• [Task goal]:
Write out every line of the material as it stands, apart from the pictures.

--- START ---

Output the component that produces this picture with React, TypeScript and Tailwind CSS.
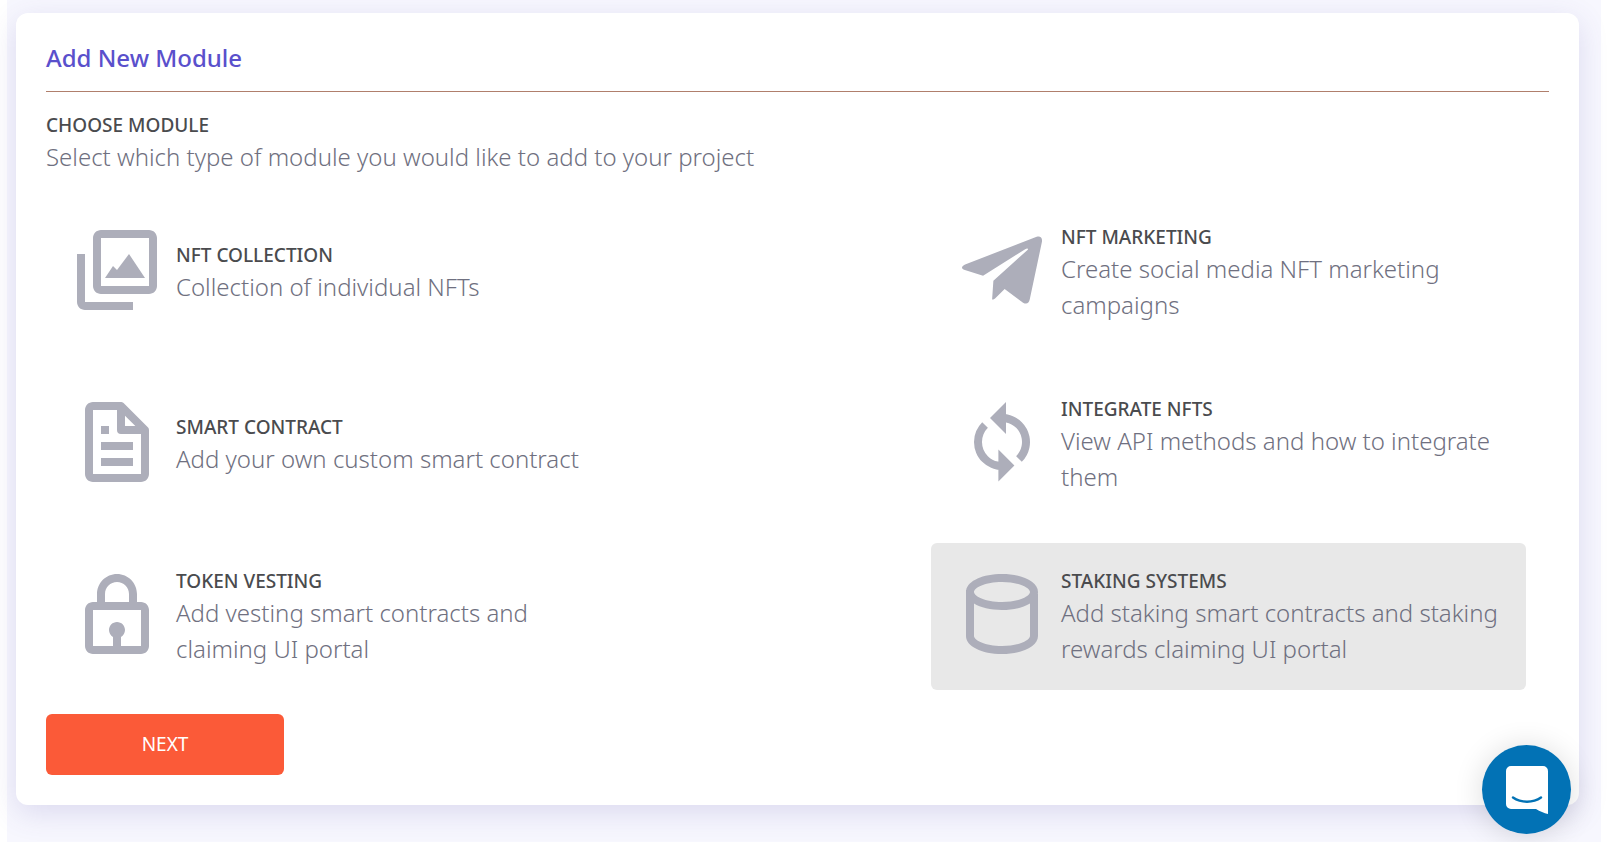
import { useState } from "react";
import {
  BiCylinder,
  BiFile,
  BiImages,
  BiLock,
  BiLogoTelegram,
  BiSync,
} from "react-icons/bi";

const modules = [
  {
    id: "collection",
    name: "NFT COLLECTION",
    description: "Collection of individual NFTs",
    icon: BiImages,
  },
  {
    id: "marketing",
    name: "NFT MARKETING",
    description: "Create social media NFT marketing campaigns",
    icon: BiLogoTelegram,
  },
  {
    id: "contract",
    name: "SMART CONTRACT",
    description: "Add your own custom smart contract",
    icon: BiFile,
  },
  {
    id: "integrate",
    name: "INTEGRATE NFTS",
    description: "View API methods and how to integrate them",
    icon: BiSync,
  },
  {
    id: "vesting",
    name: "TOKEN VESTING",
    description: "Add vesting smart contracts and claiming UI portal",
    icon: BiLock,
  },
  {
    id: "staking",
    name: "STAKING SYSTEMS",
    description: "Add staking smart contracts and staking rewards claiming UI portal",
    icon: BiCylinder,
  },
];

export default function App() {
  const [selected, setSelected] = useState("staking");

  return (
    <div className="min-h-screen bg-white px-[7px] font-['Noto_Sans','Open_Sans',sans-serif]">
      <main className="min-h-screen bg-[#f7f7fe] pt-[13px] pr-[22px] pl-[9px]">
        <section className="rounded-xl bg-white px-[30px] pt-[27px] pb-[30px] shadow-[0_8px_30px_rgba(80,70,160,0.16)]">
          <h1 className="border-b border-[#b07f6c] pb-[15px] text-2xl leading-9 font-medium text-[#5a50cc]">
            Add New Module
          </h1>

          <h2 className="mt-[19px] text-[19px] leading-7 font-medium text-[#4a4b4e]">
            CHOOSE MODULE
          </h2>
          <p className="text-2xl leading-9 font-light text-[#6f7080]">
            Select which type of module you would like to add to your project
          </p>

          {/* Module list */}
          <div className="mt-6 grid grid-cols-[minmax(0,595px)_minmax(0,595px)] justify-between gap-y-[25px] pr-[23px]">
            {modules.map(({ id, name, description, icon: Icon }) => (
              <button
                key={id}
                type="button"
                aria-pressed={selected === id}
                onClick={() => setSelected(id)}
                className={`flex h-[147px] cursor-pointer items-center rounded-md px-[23px] text-left ${
                  selected === id ? "bg-[#e8e8e8]" : "bg-white"
                }`}
              >
                <Icon size={96} className="mt-[23px] shrink-0 self-start text-[#adaeba]" />
                <span className="ml-[11px] block">
                  <span className="block text-[19px] leading-7 font-medium text-[#4a4b4e]">
                    {name}
                  </span>
                  <span className="block text-2xl leading-9 font-light text-[#6f7080]">
                    {description}
                  </span>
                </span>
              </button>
            ))}
          </div>

          <button
            type="button"
            className="mt-6 h-[61px] w-[238px] cursor-pointer rounded-md bg-[#fb5a38] text-[19px] text-white"
          >
            NEXT
          </button>
        </section>
      </main>

      {/* Chat launcher */}
      <button
        type="button"
        aria-label="Open chat"
        className="fixed right-[37px] bottom-[8px] flex size-[89px] cursor-pointer items-center justify-center rounded-full bg-[#0272b5] shadow-[0_2px_30px_rgba(0,0,0,0.14)]"
      >
        <svg viewBox="0 0 42 48" className="h-12 w-[42px]">
          <path
            d="M5 0h32a5 5 0 0 1 5 5v43c-4-1-8-2.500-12-5H5a5 5 0 0 1-5-5V5a5 5 0 0 1 5-5z"
            fill="#fff"
          />
          <path
            d="M7 31.500c8 5.500 20 5.500 28 0"
            fill="none"
            stroke="#0272b5"
            strokeWidth="2.5"
            strokeLinecap="round"
          />
        </svg>
      </button>
    </div>
  );
}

--- END ---

• [Task response]:
Output the component that produces this picture with React, TypeScript and Tailwind CSS.
import { useState } from "react";
import {
  BiCylinder,
  BiFile,
  BiImages,
  BiLock,
  BiLogoTelegram,
  BiSync,
} from "react-icons/bi";

const modules = [
  {
    id: "collection",
    name: "NFT COLLECTION",
    description: "Collection of individual NFTs",
    icon: BiImages,
  },
  {
    id: "marketing",
    name: "NFT MARKETING",
    description: "Create social media NFT marketing campaigns",
    icon: BiLogoTelegram,
  },
  {
    id: "contract",
    name: "SMART CONTRACT",
    description: "Add your own custom smart contract",
    icon: BiFile,
  },
  {
    id: "integrate",
    name: "INTEGRATE NFTS",
    description: "View API methods and how to integrate them",
    icon: BiSync,
  },
  {
    id: "vesting",
    name: "TOKEN VESTING",
    description: "Add vesting smart contracts and claiming UI portal",
    icon: BiLock,
  },
  {
    id: "staking",
    name: "STAKING SYSTEMS",
    description: "Add staking smart contracts and staking rewards claiming UI portal",
    icon: BiCylinder,
  },
];

export default function App() {
  const [selected, setSelected] = useState("staking");

  return (
    <div className="min-h-screen bg-white px-[7px] font-['Noto_Sans','Open_Sans',sans-serif]">
      <main className="min-h-screen bg-[#f7f7fe] pt-[13px] pr-[22px] pl-[9px]">
        <section className="rounded-xl bg-white px-[30px] pt-[27px] pb-[30px] shadow-[0_8px_30px_rgba(80,70,160,0.16)]">
          <h1 className="border-b border-[#b07f6c] pb-[15px] text-2xl leading-9 font-medium text-[#5a50cc]">
            Add New Module
          </h1>

          <h2 className="mt-[19px] text-[19px] leading-7 font-medium text-[#4a4b4e]">
            CHOOSE MODULE
          </h2>
          <p className="text-2xl leading-9 font-light text-[#6f7080]">
            Select which type of module you would like to add to your project
          </p>

          {/* Module list */}
          <div className="mt-6 grid grid-cols-[minmax(0,595px)_minmax(0,595px)] justify-between gap-y-[25px] pr-[23px]">
            {modules.map(({ id, name, description, icon: Icon }) => (
              <button
                key={id}
                type="button"
                aria-pressed={selected === id}
                onClick={() => setSelected(id)}
                className={`flex h-[147px] cursor-pointer items-center rounded-md px-[23px] text-left ${
                  selected === id ? "bg-[#e8e8e8]" : "bg-white"
                }`}
              >
                <Icon size={96} className="mt-[23px] shrink-0 self-start text-[#adaeba]" />
                <span className="ml-[11px] block">
                  <span className="block text-[19px] leading-7 font-medium text-[#4a4b4e]">
                    {name}
                  </span>
                  <span className="block text-2xl leading-9 font-light text-[#6f7080]">
                    {description}
                  </span>
                </span>
              </button>
            ))}
          </div>

          <button
            type="button"
            className="mt-6 h-[61px] w-[238px] cursor-pointer rounded-md bg-[#fb5a38] text-[19px] text-white"
          >
            NEXT
          </button>
        </section>
      </main>

      {/* Chat launcher */}
      <button
        type="button"
        aria-label="Open chat"
        className="fixed right-[37px] bottom-[8px] flex size-[89px] cursor-pointer items-center justify-center rounded-full bg-[#0272b5] shadow-[0_2px_30px_rgba(0,0,0,0.14)]"
      >
        <svg viewBox="0 0 42 48" className="h-12 w-[42px]">
          <path
            d="M5 0h32a5 5 0 0 1 5 5v43c-4-1-8-2.500-12-5H5a5 5 0 0 1-5-5V5a5 5 0 0 1 5-5z"
            fill="#fff"
          />
          <path
            d="M7 31.500c8 5.500 20 5.500 28 0"
            fill="none"
            stroke="#0272b5"
            strokeWidth="2.5"
            strokeLinecap="round"
          />
        </svg>
      </button>
    </div>
  );
}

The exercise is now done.